Dictionaries - Exercises Discussion

Before you try out the programs, download the files:

mbox.txt : https://www.py4e.com/code3/mbox.txt
mbox-short.txt : https://www.py4e.com/code3/mbox-short.txt


Know-how about files and lists


All the programs require you to read from a file.
fhand = open('file.txt') will return a handle to you with which you can read the file contents by default
we usually put it in a try... except block to avoid a trace message if file is not found or can't be opened.

Reading files can be done in two ways... there are more, but we learnt 2 ways
1.  Read line by line (recommended) - as program won't crash if you file size is greater than the main memory size
2. Read all the file contents.

To read line by line from the file handle object fhand, you would do.
for line in fhand:
     print(line)

usually a line contains a newline character at the end, '\n'.
For usual text processing, we don't require that.
An rstrip() would remove the new lines

for line in fhand:
    line = line.rstrip()
    print(line)

If you're trying to filter out lines, you can.
eg. if line.startswith("From")
or
if 'uct.ac.za' in line

If you're trying to further extract a particular string from a line, again there are ways, but what we learnt in the lecture was to split it into words and access the word using index.

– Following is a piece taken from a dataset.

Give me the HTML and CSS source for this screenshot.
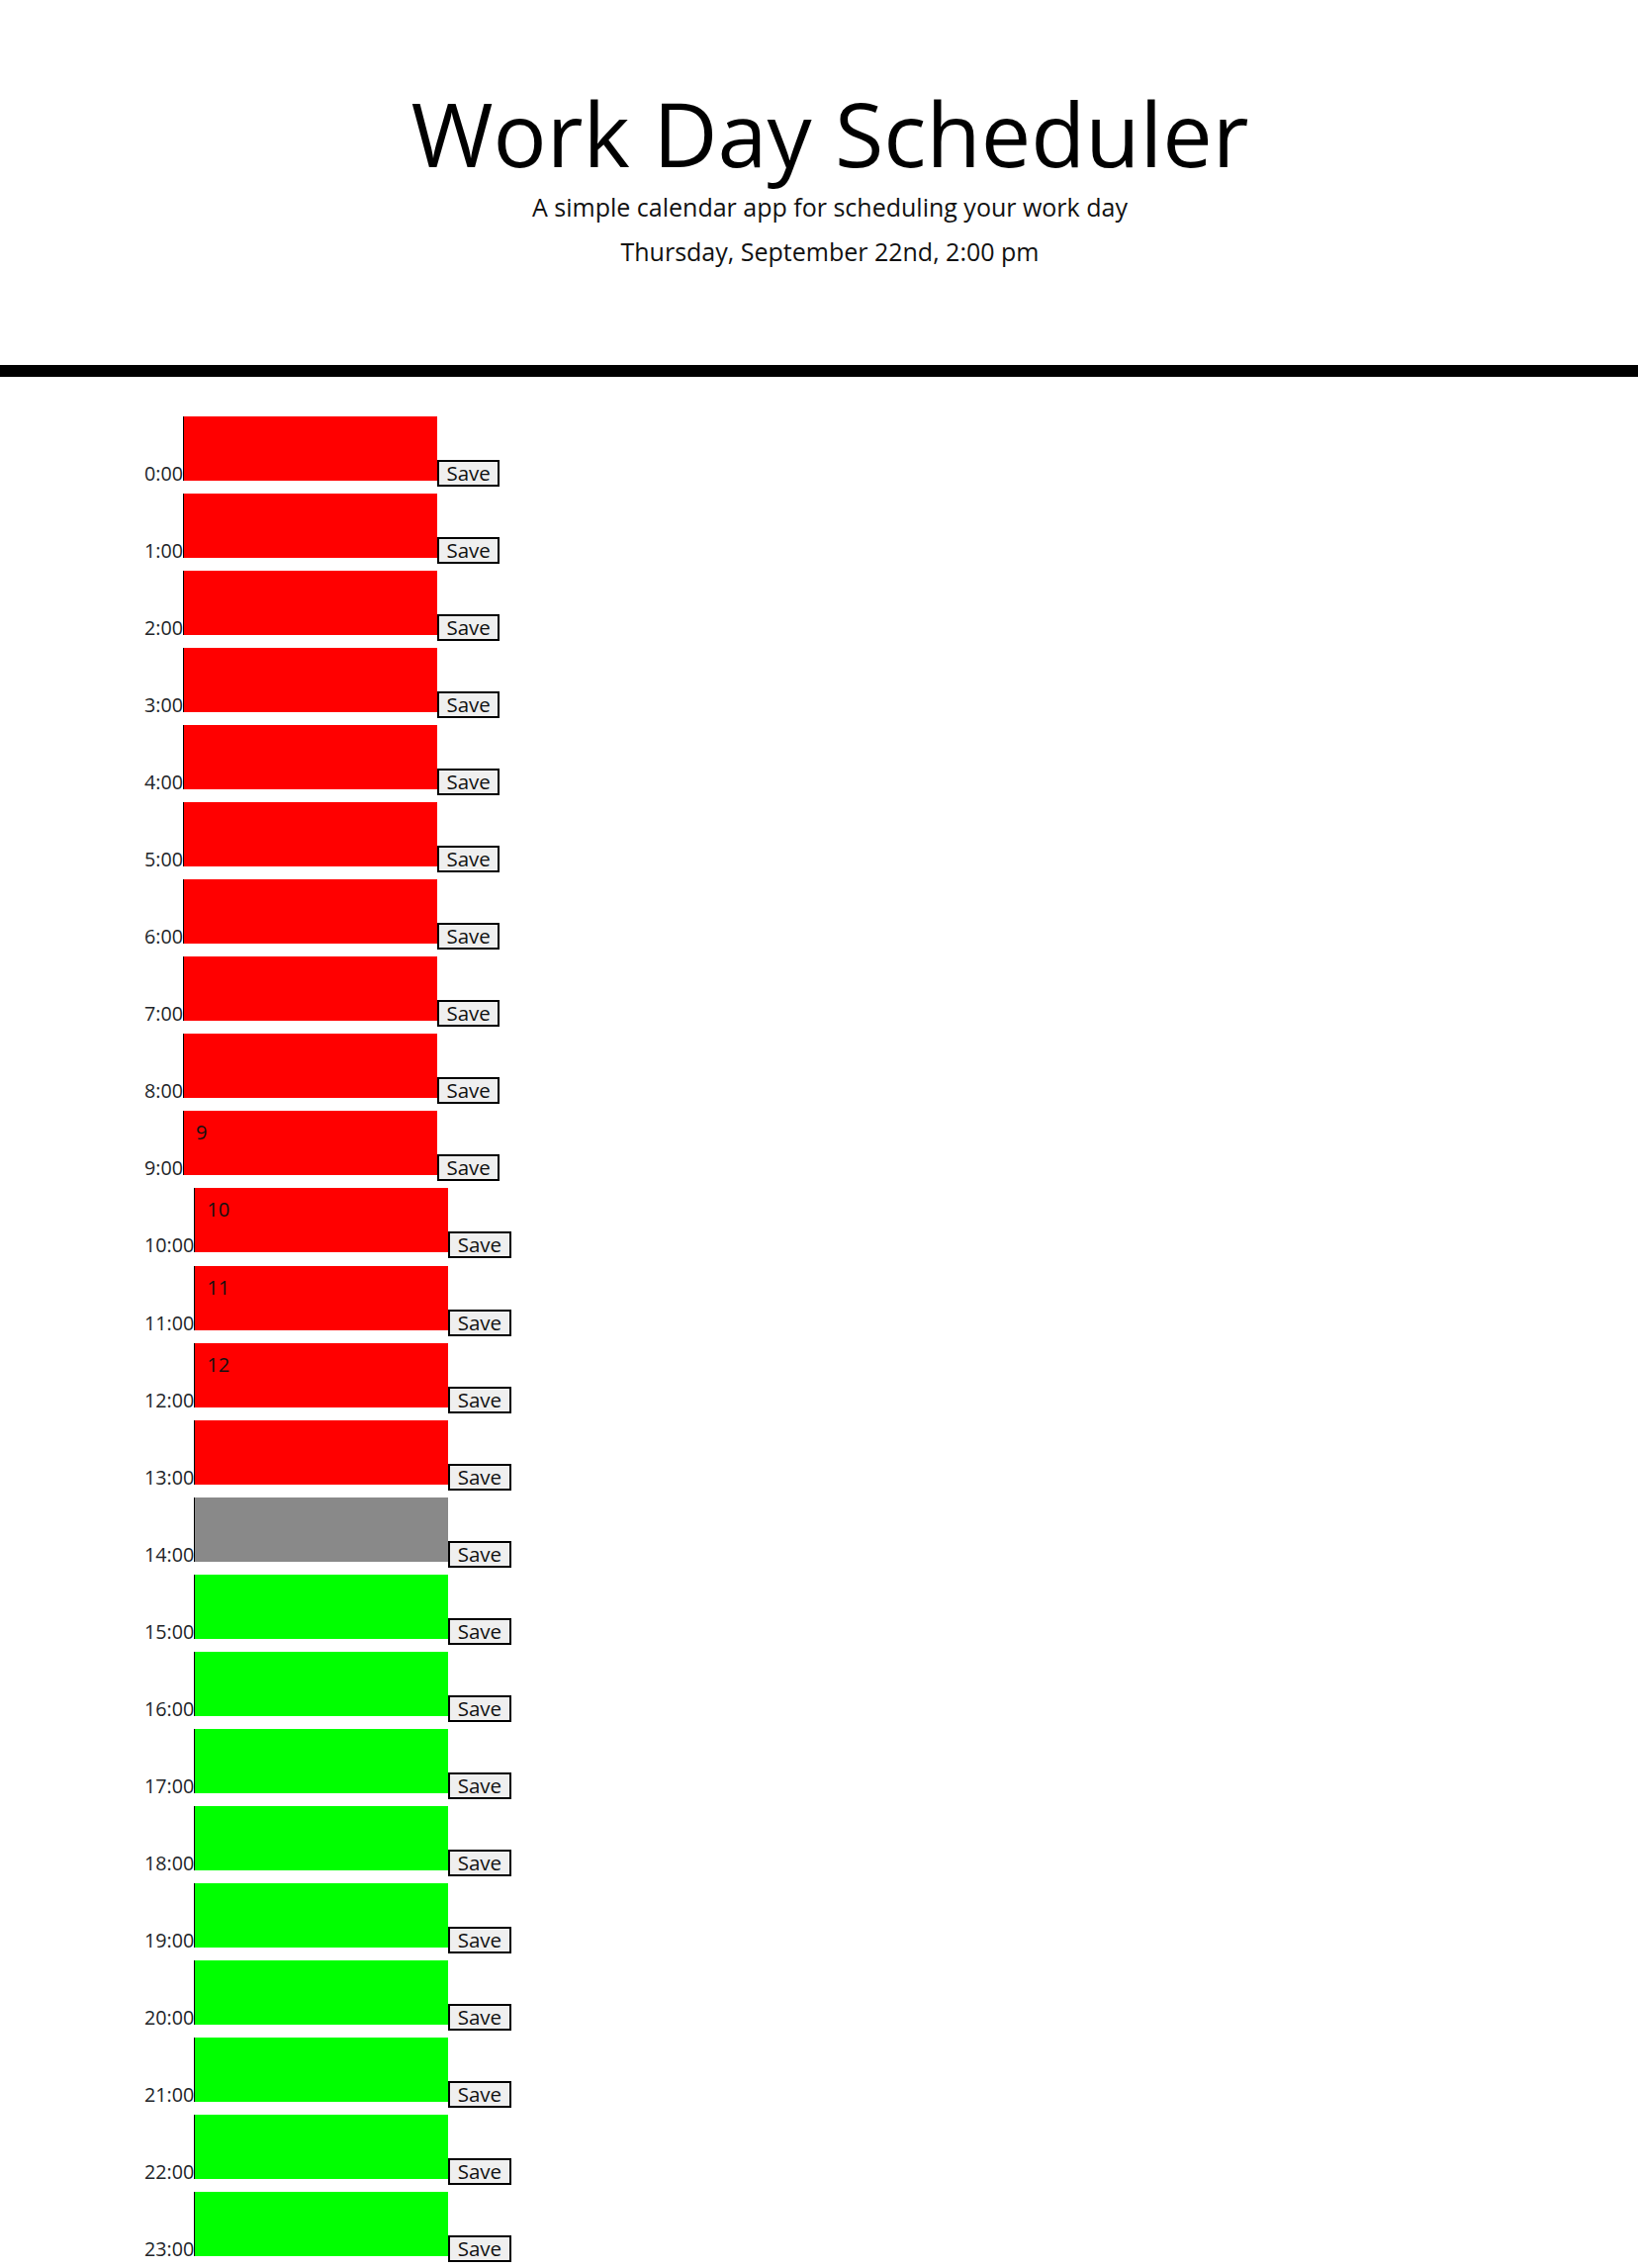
FILE: index.html
```html
<!DOCTYPE html>
<html lang="en">
<head>
<meta charset="utf-8">
<title>Work Day Scheduler</title>
<link rel="stylesheet" href="styles.css">
</head>
<body>
<header class="jumbo">
  <h1 class="title">Work Day Scheduler</h1>
  <p class="lead">A simple calendar app for scheduling your work day</p>
  <p class="today">Thursday, September 22nd, 2:00 pm</p>
</header>
<main class="hours">
  <div class="row"><span class="hour">0:00</span><textarea class="slot past"></textarea><button class="save">Save</button></div>
  <div class="row"><span class="hour">1:00</span><textarea class="slot past"></textarea><button class="save">Save</button></div>
  <div class="row"><span class="hour">2:00</span><textarea class="slot past"></textarea><button class="save">Save</button></div>
  <div class="row"><span class="hour">3:00</span><textarea class="slot past"></textarea><button class="save">Save</button></div>
  <div class="row"><span class="hour">4:00</span><textarea class="slot past"></textarea><button class="save">Save</button></div>
  <div class="row"><span class="hour">5:00</span><textarea class="slot past"></textarea><button class="save">Save</button></div>
  <div class="row"><span class="hour">6:00</span><textarea class="slot past"></textarea><button class="save">Save</button></div>
  <div class="row"><span class="hour">7:00</span><textarea class="slot past"></textarea><button class="save">Save</button></div>
  <div class="row"><span class="hour">8:00</span><textarea class="slot past"></textarea><button class="save">Save</button></div>
  <div class="row"><span class="hour">9:00</span><textarea class="slot past">9</textarea><button class="save">Save</button></div>
  <div class="row"><span class="hour">10:00</span><textarea class="slot past">10</textarea><button class="save">Save</button></div>
  <div class="row"><span class="hour">11:00</span><textarea class="slot past">11</textarea><button class="save">Save</button></div>
  <div class="row"><span class="hour">12:00</span><textarea class="slot past">12</textarea><button class="save">Save</button></div>
  <div class="row"><span class="hour">13:00</span><textarea class="slot past"></textarea><button class="save">Save</button></div>
  <div class="row"><span class="hour">14:00</span><textarea class="slot present"></textarea><button class="save">Save</button></div>
  <div class="row"><span class="hour">15:00</span><textarea class="slot future"></textarea><button class="save">Save</button></div>
  <div class="row"><span class="hour">16:00</span><textarea class="slot future"></textarea><button class="save">Save</button></div>
  <div class="row"><span class="hour">17:00</span><textarea class="slot future"></textarea><button class="save">Save</button></div>
  <div class="row"><span class="hour">18:00</span><textarea class="slot future"></textarea><button class="save">Save</button></div>
  <div class="row"><span class="hour">19:00</span><textarea class="slot future"></textarea><button class="save">Save</button></div>
  <div class="row"><span class="hour">20:00</span><textarea class="slot future"></textarea><button class="save">Save</button></div>
  <div class="row"><span class="hour">21:00</span><textarea class="slot future"></textarea><button class="save">Save</button></div>
  <div class="row"><span class="hour">22:00</span><textarea class="slot future"></textarea><button class="save">Save</button></div>
  <div class="row"><span class="hour">23:00</span><textarea class="slot future"></textarea><button class="save">Save</button></div>
</main>
</body>
</html>
```

FILE: styles.css
```css
html, body {
  margin: 0;
  padding: 0;
  background: #fff;
}

body {
  font-family: "Open Sans", "DejaVu Sans", sans-serif;
  color: #212529;
}

.jumbo {
  text-align: center;
  padding: 79px 0 96.7px 22px;
  border-bottom: 12px solid #000;
}

.title {
  margin: 0;
  font-size: 90px;
  font-weight: 400;
  line-height: 110px;
  color: #000;
}

.lead {
  margin: 2.3px 0 0;
  font-size: 25px;
  line-height: 36px;
  color: #111;
}

.today {
  margin: 9px 0 0;
  font-size: 25px;
  line-height: 36px;
  color: #111;
}

.hours {
  padding: 40px 0 0 146px;
}

.row {
  font-size: 19.7px;
  line-height: 23px;
  margin-bottom: 7.06px;
  white-space: nowrap;
}

.hour {
  color: #212529;
}

.slot {
  box-sizing: border-box;
  width: 257px;
  height: 65px;
  margin: 0;
  padding: 8px 12px;
  border: none;
  border-left: 1px solid #000;
  font-family: "Open Sans", "DejaVu Sans", sans-serif;
  font-size: 20px;
  line-height: 27px;
  color: #111;
  resize: none;
  overflow: hidden;
  vertical-align: baseline;
  outline: none;
}

.past {
  background: #ff0000;
}

.present {
  background: #898989;
}

.future {
  background: #00ff00;
}

.save {
  margin: 0;
  padding: 0 7.5px;
  border: 2px solid #000;
  background: #efefef;
  font-family: "Open Sans", "DejaVu Sans", sans-serif;
  font-size: 20.5px;
  line-height: 23px;
  color: #111;
  vertical-align: baseline;
}
```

So lets say in the follwoing line, you wanted to extract the month, 'Jan'
 stephen.marquard@uct.ac.za Sat Jan 5 09:14:16 2008
You would do
words  = line.split()
month = words[2]

Again split() by default splits a line, separating the strings by spaces, and returning a list.
It takes an argument, a delimiter that you can use to split using that delimiter

For eg.
If we extracted the time, '09:14:16' from the above line
t = words[4]
Now, if you wanted only the hour, '09', you could extract it further by

tl = t.split(':')
hour= tl[0]

Dictionaries
-how to create a dictionary
d= dict()
or
d={}

- how to add items to a dictionary
d['r'] = 'red'

- check if a key is present in the dictionary
'r' in d

- how to print a dictionary
print(d)
or
for key in d:
   print(key, d[key])

You need to know these functions also :
keys() returns a list of keys
get(key,defaultValue)

d.keys() returns a list of keys
d.get('r','n/a')
prints the value if the key 'r' is present in dictionary or prints the 'n/a' if key is not found.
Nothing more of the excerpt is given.